Over the weekend, the Library fielded a team for the Police Dodgeball Tournament to help raise money for the Special Olympics. Our team, The Artful Dodgers, had a lot of fun. Games were won and lost, and at the end of the day we brought in $400 to go towards helping athletes compete in the Special Olympics by paying for uniforms, training and hotel rooms, among other things.
As team captain, I wanted to learn more about the Special Olympics, especially the history of the organization. As it happens, there’s a fascinating new book at the library, Rosemary: The Hidden Kennedy Daughter by Kate Clifford Larson, about the life of Rosemary Kennedy, sister of Eunice Kennedy Shriver, who helped found the Special Olympics.

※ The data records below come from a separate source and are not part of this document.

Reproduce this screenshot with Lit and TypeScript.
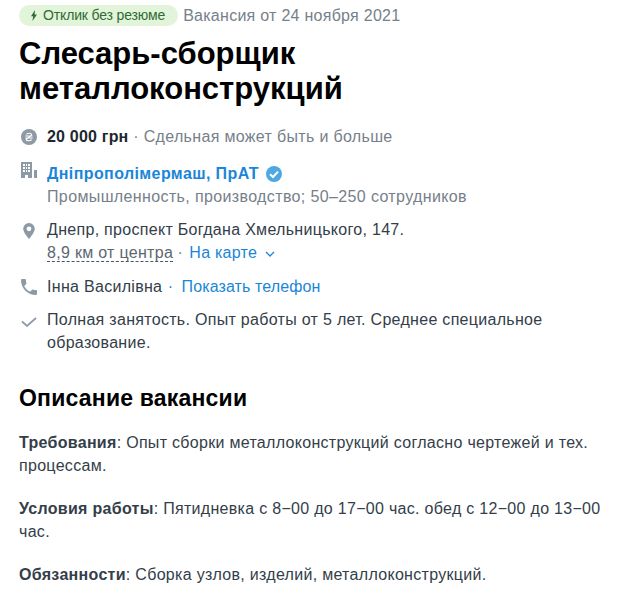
import { html, css, LitElement } from "lit";
import { customElement } from "lit/decorators.js";

@customElement("app-root")
export class AppRoot extends LitElement {
	static styles = css`
		:host {
			display: block;
			font-family: "Liberation Sans", Arial, sans-serif;
			font-size: 16px;
			line-height: 23px;
			color: #333e49;
		}
		.page {
			padding: 5px 20px 0 19px;
			height: 588px;
			overflow: hidden;
		}
		.top {
			display: flex;
			align-items: center;
			gap: 5px;
			height: 21px;
		}
		.badge {
			display: flex;
			align-items: center;
			gap: 6px;
			height: 21px;
			padding: 0 13px 0 12px;
			border-radius: 11px;
			background: #e2f4d9;
			color: #2f6b34;
			font-size: 14px;
			letter-spacing: -0.15px;
		}
		.date {
			color: #76808a;
			letter-spacing: 0.27px;
		}
		h1 {
			margin: 10px 0 0;
			font-size: 31px;
			line-height: 35px;
			color: #000;
			font-weight: bold;
		}
		.rows {
			margin-top: 19px;
			display: flex;
			flex-direction: column;
		}
		.row {
			display: flex;
		}
		.icon {
			flex: none;
			width: 28px;
			padding-left: 2px;
			box-sizing: border-box;
		}
		.icon svg {
			display: block;
		}
		.icon.mt4 {
			padding-top: 4px;
		}
		.icon.pin {
			padding: 5px 0 0 4px;
		}
		.icon.tick {
			padding-top: 9px;
		}
		.salary {
			margin-bottom: 14px;
		}
		.company {
			margin-bottom: 10px;
		}
		.loc {
			margin-bottom: 11px;
		}
		.phone {
			margin-bottom: 10px;
		}
		.name {
			display: flex;
			align-items: center;
			gap: 7px;
		}
		b.dark {
			color: #1d2730;
			letter-spacing: 0.2px;
		}
		.muted {
			color: #76808a;
		}
		.pay-note {
			letter-spacing: 0.33px;
		}
		.industry {
			letter-spacing: 0.37px;
		}
		a {
			color: #1a86d8;
			text-decoration: none;
		}
		a.strong {
			font-weight: bold;
			letter-spacing: 0.4px;
		}
		a.map {
			letter-spacing: 0.25px;
		}
		a.tel {
			letter-spacing: 0.12px;
		}
		.dash {
			border-bottom: 1px dashed #4a5560;
			color: #5d6772;
			letter-spacing: 0.3px;
		}
		.sep-map {
			margin-right: 2px;
		}
		.sep-tel {
			margin: 0 4px 0 1px;
			color: #1a86d8;
		}
		.chevron {
			margin-left: 3px;
			vertical-align: 1px;
		}
		.wide {
			letter-spacing: 0.3px;
		}
		.line {
			display: block;
		}
		h2 {
			margin: 30px 0 0;
			font-size: 23px;
			line-height: 28px;
			color: #000;
			font-weight: bold;
			letter-spacing: 0.2px;
		}
		p {
			margin: 0 0 20px;
		}
		.desc {
			margin-top: 19px;
		}
	`;

	render() {
		return html`<div class="page">
			<div class="top">
				<span class="badge">
					<svg width="6" height="11" viewBox="0 0 6 11"><path d="M4 0 0 6.2h2.2L1.4 11 6 4.4H3.6z" fill="#2f6b34"/></svg>
					Отклик без резюме
				</span>
				<span class="date">Вакансия от 24 ноября 2021</span>
			</div>
			<h1>Слесарь-сборщик<br />металлоконструкций</h1>
			<div class="rows">
				<div class="row salary">
					<div class="icon mt4">
						<svg width="16" height="16" viewBox="0 0 16 16">
							<circle cx="8" cy="8" r="8" fill="#8d99a5"/>
							<path d="M5.4 5.4C6 3.9 10.2 3.7 10.6 5.6 11 7.6 5.2 8.6 5.2 10.6c.3 1.6 4.7 1.5 5.4-.1M4.4 7h7.2M4.4 9h7.2" fill="none" stroke="#fff" stroke-width="1.2"/>
						</svg>
					</div>
					<span><b class="dark">20 000 грн</b><span class="muted pay-note"> · Сдельная может быть и больше</span></span>
				</div>
				<div class="row company">
					<div class="icon">
						<svg width="16" height="16" viewBox="0 0 16 16">
							<path fill-rule="evenodd" d="M0 0h11v16H7v-3H4v3H0zM2 2v2h2V2zm3 0v2h1V2zm2 0v2h2V2zM2 5v2h2V5zm3 0v2h1V5zm2 0v2h2V5zM2 8v2h2V8zm3 0v2h1V8zm2 0v2h2V8z" fill="#8d99a5"/>
							<path d="M13 8h3v8h-3z" fill="#8d99a5"/>
						</svg>
					</div>
					<div>
						<div class="name">
							<a class="strong" href="#">Дніпрополімермаш, ПрАТ</a>
							<svg width="16" height="16" viewBox="0 0 16 16">
								<circle cx="8" cy="8" r="8" fill="#4ea8e2"/>
								<path d="M4 8.2l3 2.8 5-5.4" fill="none" stroke="#fff" stroke-width="2"/>
							</svg>
						</div>
						<div class="muted industry">Промышленность, производство; 50–250 сотрудников</div>
					</div>
				</div>
				<div class="row loc">
					<div class="icon pin">
						<svg width="12" height="16" viewBox="0 0 12 16">
							<path fill-rule="evenodd" d="M6 0a5.8 5.8 0 0 1 5.8 5.8C11.8 9.6 6 16 6 16S.2 9.6.2 5.8A5.8 5.8 0 0 1 6 0zm0 3.4a2.4 2.4 0 1 0 0 4.8 2.4 2.4 0 0 0 0-4.8z" fill="#8d99a5"/>
						</svg>
					</div>
					<div>
						<div class="wide">Днепр, проспект Богдана Хмельницького, 147.</div>
						<div>
							<span class="dash">8,9 км от центра</span><span class="muted sep-map"> · </span><a class="map" href="#">На карте</a>
							<svg class="chevron" width="10" height="6" viewBox="0 0 10 6"><path d="M1 1l4 4 4-4" fill="none" stroke="#1a86d8" stroke-width="1.3"/></svg>
						</div>
					</div>
				</div>
				<div class="row phone">
					<div class="icon mt4">
						<svg width="16" height="16" viewBox="3 3 18 18">
							<path d="M6.62 10.79c1.44 2.83 3.76 5.14 6.59 6.59l2.2-2.2c.27-.27.67-.36 1.02-.24 1.12.37 2.33.57 3.57.57.55 0 1 .45 1 1V20c0 .55-.45 1-1 1-9.39 0-17-7.61-17-17 0-.55.45-1 1-1h3.5c.55 0 1 .45 1 1 0 1.25.2 2.45.57 3.57.11.35.03.74-.25 1.02l-2.2 2.2z" fill="#8d99a5"/>
						</svg>
					</div>
					<span><span class="wide">Інна Василівна</span> <span class="sep-tel">· </span><a class="tel" href="#">Показать телефон</a></span>
				</div>
				<div class="row">
					<div class="icon tick">
						<svg width="16" height="10" viewBox="0 0 16 10">
							<path d="M1 4.5l5 4.5L15 1" fill="none" stroke="#8d99a5" stroke-width="1.7"/>
						</svg>
					</div>
					<div class="wide">
						<span class="line">Полная занятость. Опыт работы от 5 лет. Среднее специальное</span>
						<span class="line">образование.</span>
					</div>
				</div>
			</div>
			<h2>Описание вакансии</h2>
			<div class="desc">
				<p class="wide">
					<span class="line"><b>Требования</b>: Опыт сборки металлоконструкций согласно чертежей и тех.</span>
					<span class="line">процессам.</span>
				</p>
				<p class="wide">
					<span class="line"><b>Условия работы</b>: Пятидневка с 8−00 до 17−00 час. обед с 12−00 до 13−00</span>
					<span class="line">час.</span>
				</p>
				<p class="wide"><b>Обязанности</b>: Сборка узлов, изделий, металлоконструкций.</p>
			</div>
		</div>`;
	}
}
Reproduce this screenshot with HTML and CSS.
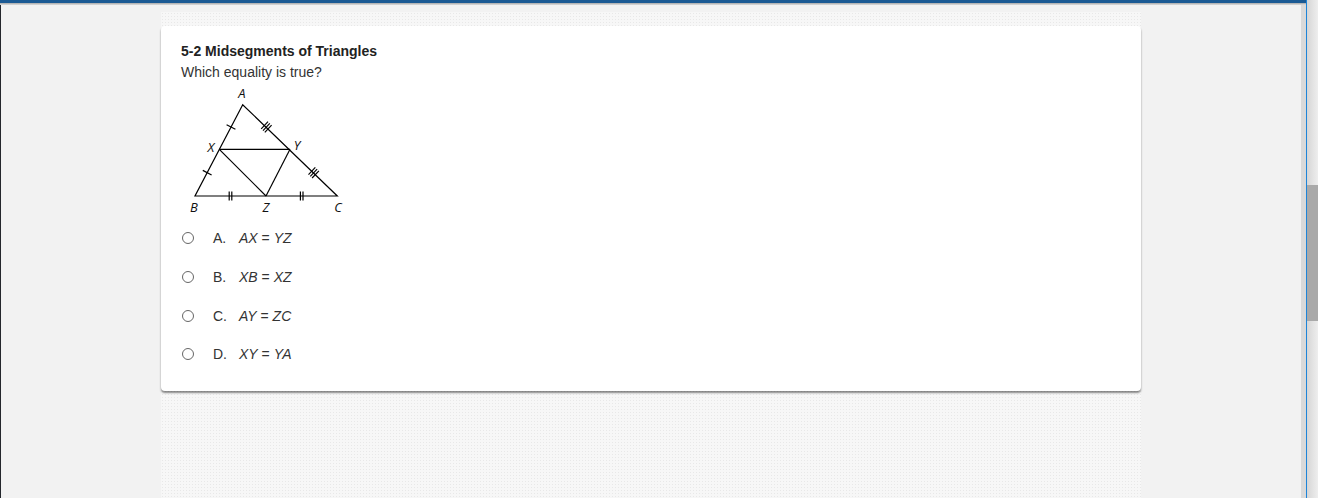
FILE: index.html
```html
<!DOCTYPE html>
<html>
<head>
<meta charset="utf-8">
<link rel="stylesheet" href="styles.css">
</head>
<body>
<div class="frame">
  <div class="topbar"></div>
  <div class="topshadow"></div>
  <div class="row">
    <div class="leftedge"></div>
    <div class="main">
      <div class="column">
        <div class="card">
          <div class="title">5-2 Midsegments of Triangles</div>
          <div class="question">Which equality is true?</div>
          <svg class="figure" width="170" height="130" viewBox="0 0 170 130">
            <g stroke="#000" stroke-width="1.2" fill="none">
              <polygon points="61.7,20.7 14,112 156.3,112"/>
              <line x1="38.3" y1="65.3" x2="109" y2="65.3"/>
              <line x1="38.3" y1="65.3" x2="85" y2="112"/>
              <line x1="109" y1="65.3" x2="85" y2="112"/>
              <line x1="45.6" y1="40.7" x2="54.4" y2="45.3"/>
              <line x1="21.8" y1="86.4" x2="30.6" y2="91"/>
              <line x1="80.2" y1="44.9" x2="87" y2="37.7"/>
              <line x1="82" y1="46.6" x2="88.8" y2="39.4"/>
              <line x1="83.8" y1="48.3" x2="90.6" y2="41.1"/>
              <line x1="127.5" y1="90.6" x2="134.3" y2="83.4"/>
              <line x1="129.3" y1="92.3" x2="136.1" y2="85.1"/>
              <line x1="131.1" y1="94" x2="137.9" y2="86.8"/>
              <line x1="48.2" y1="107.5" x2="48.2" y2="116.5"/>
              <line x1="50.8" y1="107.5" x2="50.8" y2="116.5"/>
              <line x1="119.4" y1="107.5" x2="119.4" y2="116.5"/>
              <line x1="122" y1="107.5" x2="122" y2="116.5"/>
            </g>
            <g class="lbl" text-anchor="middle">
              <text x="61" y="14">A</text>
              <text x="30" y="68">X</text>
              <text x="116" y="66">Y</text>
              <text x="13" y="128">B</text>
              <text x="85" y="128">Z</text>
              <text x="157" y="128">C</text>
            </g>
          </svg>
          <ul class="options">
            <li class="option"><span class="radio"></span><span class="letter">A.</span><span class="eq"><i>AX</i> = <i>YZ</i></span></li>
            <li class="option"><span class="radio"></span><span class="letter">B.</span><span class="eq"><i>XB</i> = <i>XZ</i></span></li>
            <li class="option"><span class="radio"></span><span class="letter">C.</span><span class="eq"><i>AY</i> = <i>ZC</i></span></li>
            <li class="option"><span class="radio"></span><span class="letter">D.</span><span class="eq"><i>XY</i> = <i>YA</i></span></li>
          </ul>
        </div>
      </div>
    </div>
    <div class="band"></div>
  </div>
</div>
<div class="vline"></div>
<div class="scrollbar"><div class="thumb"></div></div>
</body>
</html>
```

FILE: styles.css
```css
html, body {
  margin: 0;
  padding: 0;
  height: 498px;
  overflow: hidden;
}
body {
  display: flex;
  font-family: "Liberation Sans", Arial, sans-serif;
  background: #f2f2f2;
}
.frame {
  flex: 1;
  display: flex;
  flex-direction: column;
  min-width: 0;
}
.topbar {
  height: 3px;
  background: #1b5a94;
}
.topshadow {
  height: 2px;
  background: linear-gradient(#a9a9a9, #dedede);
}
.row {
  flex: 1;
  display: flex;
}
.leftedge {
  width: 1px;
  background: #24272c;
}
.main {
  flex: 1;
  display: flex;
  justify-content: center;
  background: #f2f2f2;
  padding-top: 7px;
}
.band {
  width: 5px;
  background: #d9d9d9;
}
.column {
  width: 980px;
  padding-top: 14px;
  background-color: #f7f7f7;
  background-image: radial-gradient(circle, #e8e8e8 0.7px, transparent 1px);
  background-size: 3px 3px;
}
.card {
  background: #fff;
  border-radius: 4px;
  padding: 17px 20px 17px;
  box-shadow: 0 2px 2px rgba(0, 0, 0, 0.45);
}
.title {
  font-size: 14px;
  font-weight: bold;
  color: #222;
  line-height: 16px;
}
.question {
  font-size: 14px;
  color: #333;
  line-height: 18px;
  margin-top: 4px;
}
.figure {
  display: block;
  margin-top: 3px;
  overflow: visible;
}
.lbl text {
  font-family: "Open Sans", "DejaVu Sans", sans-serif;
  font-style: italic;
  font-size: 13px;
  fill: #111;
}
.options {
  list-style: none;
  margin: 5px 0 0;
  padding: 0;
}
.option {
  height: 38.7px;
  display: flex;
  align-items: center;
  font-size: 14px;
  color: #333;
}
.radio {
  width: 10px;
  height: 10px;
  border: 1.5px solid #666;
  border-radius: 50%;
  margin-left: 1px;
  flex: none;
}
.letter {
  margin-left: 19px;
  width: 26px;
}
.eq i {
  font-style: italic;
}
.vline {
  width: 1px;
  background: #1d84d8;
}
.scrollbar {
  width: 11px;
  background: linear-gradient(90deg, #d6d6d6, #eeeeee);
  padding-top: 185px;
}
.thumb {
  height: 136px;
  background: #a9a9a9;
}
```
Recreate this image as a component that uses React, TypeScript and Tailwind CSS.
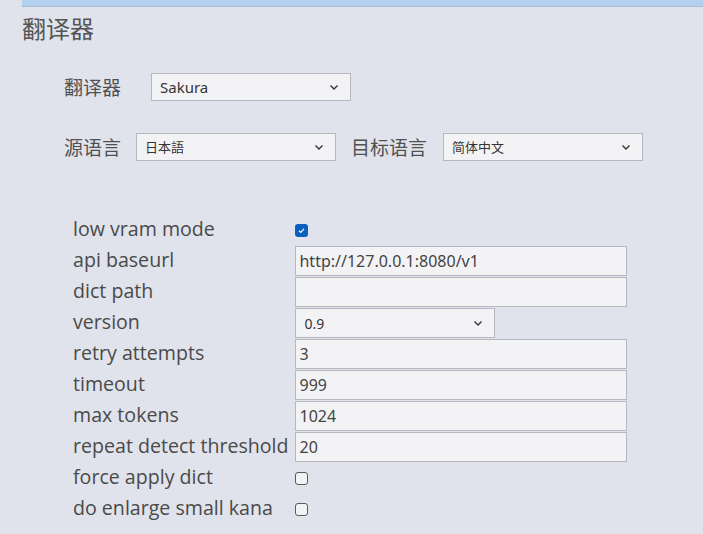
import React from 'react';

const ui = "font-['Segoe_UI','Open_Sans','Noto_Sans_CJK_SC',sans-serif]";

const Chevron = () => (
  <svg width="12" height="12" viewBox="0 0 12 12" className="text-[#333]" aria-hidden="true">
    <path d="M2.5 4.5 L6 8 L9.5 4.5" fill="none" stroke="currentColor" strokeWidth="1.4" />
  </svg>
);

const Select = ({ value, className = '' }: { value: string; className?: string }) => (
  <div
    className={`flex items-center justify-between h-[28px] pl-2 pr-[10px] bg-[#f3f3f5] border border-[#b5b8c0] text-[#333] ${className}`}
  >
    <span>{value}</span>
    <Chevron />
  </div>
);

const Input = ({ value = '' }: { value?: string }) => (
  <div className="flex items-center h-[30px] w-[332px] px-[3px] bg-[#f3f3f5] border border-[#b5b8c0] text-[16px] text-[#444] font-['Noto_Sans','Open_Sans',sans-serif]">
    {value}
  </div>
);

const Check = ({ checked }: { checked?: boolean }) =>
  checked ? (
    <div className="w-[13px] h-[13px] rounded-[3px] bg-[#0b5fbf] flex items-center justify-center">
      <svg width="9" height="9" viewBox="0 0 9 9" aria-hidden="true">
        <path d="M2 4.8 L3.8 6.4 L7 2.8" fill="none" stroke="white" strokeWidth="1.2" />
      </svg>
    </div>
  ) : (
    <div className="w-[13px] h-[13px] rounded-[3px] border border-[#5a5a5a] bg-[#f3f3f5]" />
  );

type Row = { label: string; kind: 'check' | 'input' | 'select'; value?: string; checked?: boolean };

const rows: Row[] = [
  { label: 'low vram mode', kind: 'check', checked: true },
  { label: 'api baseurl', kind: 'input', value: 'http://127.0.0.1:8080/v1' },
  { label: 'dict path', kind: 'input' },
  { label: 'version', kind: 'select', value: '0.9' },
  { label: 'retry attempts', kind: 'input', value: '3' },
  { label: 'timeout', kind: 'input', value: '999' },
  { label: 'max tokens', kind: 'input', value: '1024' },
  { label: 'repeat detect threshold', kind: 'input', value: '20' },
  { label: 'force apply dict', kind: 'check' },
  { label: 'do enlarge small kana', kind: 'check' },
];

export default function App() {
  return (
    <div className={`min-h-screen w-[703px] h-[534px] overflow-hidden bg-[#e0e3eb] text-[#505050] ${ui}`}>
      {/* top strip */}
      <div className="ml-[22px] h-[7px] bg-[#b3d1ef] border-b border-[#a9bfd8]" />

      <h1 className="ml-[22px] mt-[5px] text-[24px] leading-[32px] font-normal text-[#555] font-['Noto_Sans_CJK_SC',sans-serif]">
        翻译器
      </h1>

      {/* translator select */}
      <div className="flex items-center ml-[64px] mt-[29px] text-[19px] font-['Noto_Sans_CJK_SC',sans-serif]">
        <span>翻译器</span>
        <Select value="Sakura" className="w-[200px] ml-[30px] text-[15px] font-['Noto_Sans','Open_Sans',sans-serif]" />
      </div>

      {/* language row */}
      <div className="flex items-center ml-[64px] mt-[31px] text-[19px] font-['Noto_Sans_CJK_SC',sans-serif]">
        <span>源语言</span>
        <Select value="日本語" className="w-[200px] ml-[15px] text-[13px]" />
        <span className="ml-[15px]">目标语言</span>
        <Select value="简体中文" className="w-[200px] ml-[16px] text-[13px]" />
      </div>

      {/* options grid */}
      <div className="grid grid-cols-[auto_1fr] gap-x-[7px] gap-y-[1px] ml-[73px] mt-[54px] text-[19.6px] text-[#4a4a4a]">
        {rows.map((r) => (
          <React.Fragment key={r.label}>
            <div className="h-[30px] leading-[28px] whitespace-nowrap">{r.label}</div>
            <div className="h-[30px] flex items-center">
              {r.kind === 'check' && <Check checked={r.checked} />}
              {r.kind === 'input' && <Input value={r.value} />}
              {r.kind === 'select' && (
                <Select value={r.value ?? ''} className="w-[200px] h-[30px] text-[14px] font-['Noto_Sans','Open_Sans',sans-serif]" />
              )}
            </div>
          </React.Fragment>
        ))}
      </div>
    </div>
  );
}
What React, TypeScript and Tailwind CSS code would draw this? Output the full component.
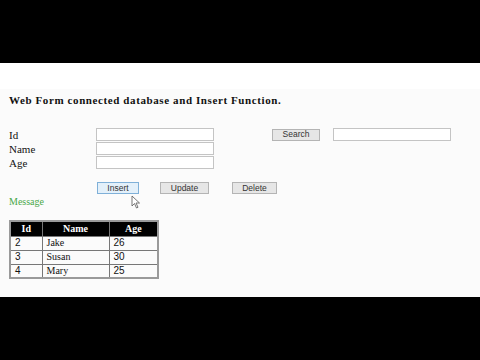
import React from 'react';

// フォームの表示用データ
const rows = [
  { id: 2, name: 'Jake', age: 26 },
  { id: 3, name: 'Susan', age: 30 },
  { id: 4, name: 'Mary', age: 25 },
];

const serif = "font-['Liberation_Serif',serif]";
const sans = "font-['Liberation_Sans',Arial,sans-serif]";

function TextBox({ className = '' }: { className?: string }) {
  return <div className={`h-[13px] w-[118px] border border-[#c4c4c4] bg-white ${className}`} />;
}

function Btn({ label, active, className = '' }: { label: string; active?: boolean; className?: string }) {
  return (
    <div
      className={`flex h-[12px] items-center justify-center border text-[8.5px] leading-none text-[#333] ${sans} ${
        active ? 'border-[#7fb0d8] bg-[#e3f0fa]' : 'border-[#b4b4b4] bg-[#e6e6e6]'
      } ${className}`}
    >
      {label}
    </div>
  );
}

export default function App() {
  return (
    <div className="flex h-[360px] w-[480px] flex-col bg-black">
      <div className="h-[63px] shrink-0 bg-black" />
      <div className={`h-[234px] shrink-0 bg-white ${serif} text-[#111]`}>
        <div className="h-[26px]" />
        <div className="h-[208px] bg-[#fbfbfb] pl-[9px]">
          {/* タイトル */}
          <div className="pt-[4px] text-[11px] font-bold leading-[14px] tracking-[0.6px]">
            Web Form connected database and Insert Function.
          </div>

          {/* 入力フォーム */}
          <div className="mt-[21px] flex flex-col gap-[1px] text-[11px] leading-[12px]">
            <div className="flex items-center">
              <span className="w-[87px]">Id</span>
              <TextBox />
              <Btn label="Search" className="ml-[58px] w-[48px]" />
              <TextBox className="ml-[13px]" />
            </div>
            <div className="flex items-center">
              <span className="w-[87px]">Name</span>
              <TextBox />
            </div>
            <div className="flex items-center">
              <span className="w-[87px]">Age</span>
              <TextBox />
            </div>
          </div>

          {/* ボタン */}
          <div className="relative mt-[13px] flex pl-[88px]">
            <Btn label="Insert" active className="w-[42px]" />
            <Btn label="Update" className="ml-[21px] w-[49px]" />
            <Btn label="Delete" className="ml-[23px] w-[45px]" />
            <svg className="absolute left-[122px] top-[13px]" width="12" height="14" viewBox="0 0 12 14">
              <path d="M1 1 L1 11 L3.5 8.5 L5.5 13 L7 12.3 L5 8 L8.5 8 Z" fill="white" stroke="#555" strokeWidth="0.8" />
            </svg>
          </div>

          <div className="mt-[2px] text-[10px] leading-[12px] text-[#4aa84a]">Message</div>

          {/* テーブル */}
          <table className="mt-[12px] border-collapse border-2 border-[#9a9a9a] text-[10px] leading-[12px]">
            <thead>
              <tr className="bg-black text-white">
                <th className="h-[15px] w-[32px] border border-[#777] text-center font-bold">Id</th>
                <th className="w-[67px] border border-[#777] text-center font-bold">Name</th>
                <th className="w-[49px] border border-[#777] text-center font-bold">Age</th>
              </tr>
            </thead>
            <tbody>
              {rows.map((r) => (
                <tr key={r.id}>
                  <td className={`h-[14px] border border-[#777] pl-[4px] ${sans}`}>{r.id}</td>
                  <td className="border border-[#777] pl-[4px]">{r.name}</td>
                  <td className={`border border-[#777] pl-[4px] ${sans}`}>{r.age}</td>
                </tr>
              ))}
            </tbody>
          </table>
        </div>
      </div>
      <div className="flex-1 bg-black" />
    </div>
  );
}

Rosemary Kennedy was the third child of Joseph Kennedy, Sr. and Rose Fitzgerald. Problems during her birth caused Rosemary to be deprived of oxygen for a prolonged period of time, which lead to her having intellectual disabilities. As a young child, Rosemary was sent to special schools, but as Larson recounts through Rosemary’s own letters and notes, she struggled to fit in with her family and please her parents. As she grew older she began to act out, sometimes violently, and so a a decision was made to have Rosemary undergo a new kind of medical procedure called a lobotomy, with the hopes that it would help calm her moods. The procedure was a disaster and left Rosemary permanently disabled. She was placed in an institution in Wisconsin and remained there for decades.
The one bright spot in this story is how Rosemary’s younger sister Eunice became inspired by her sister’s tragic life and became an advocate for children’s health and disability issues. Eunice lobbied her father and her bother, then President Kennedy, to fund research and establish the National Institute of Child Health and Human Development. In 1962 Eunice founded Camp Shriver, which eventually evolved into the Special Olympics.
Today, more than 4 million athletes are involved in Special Olympics sports training and competition in 180 countries. Programs are offered free of charge, so fundraising events, like the dodgeball tournament, are crucial for helping Special Olympians attend the games and compete.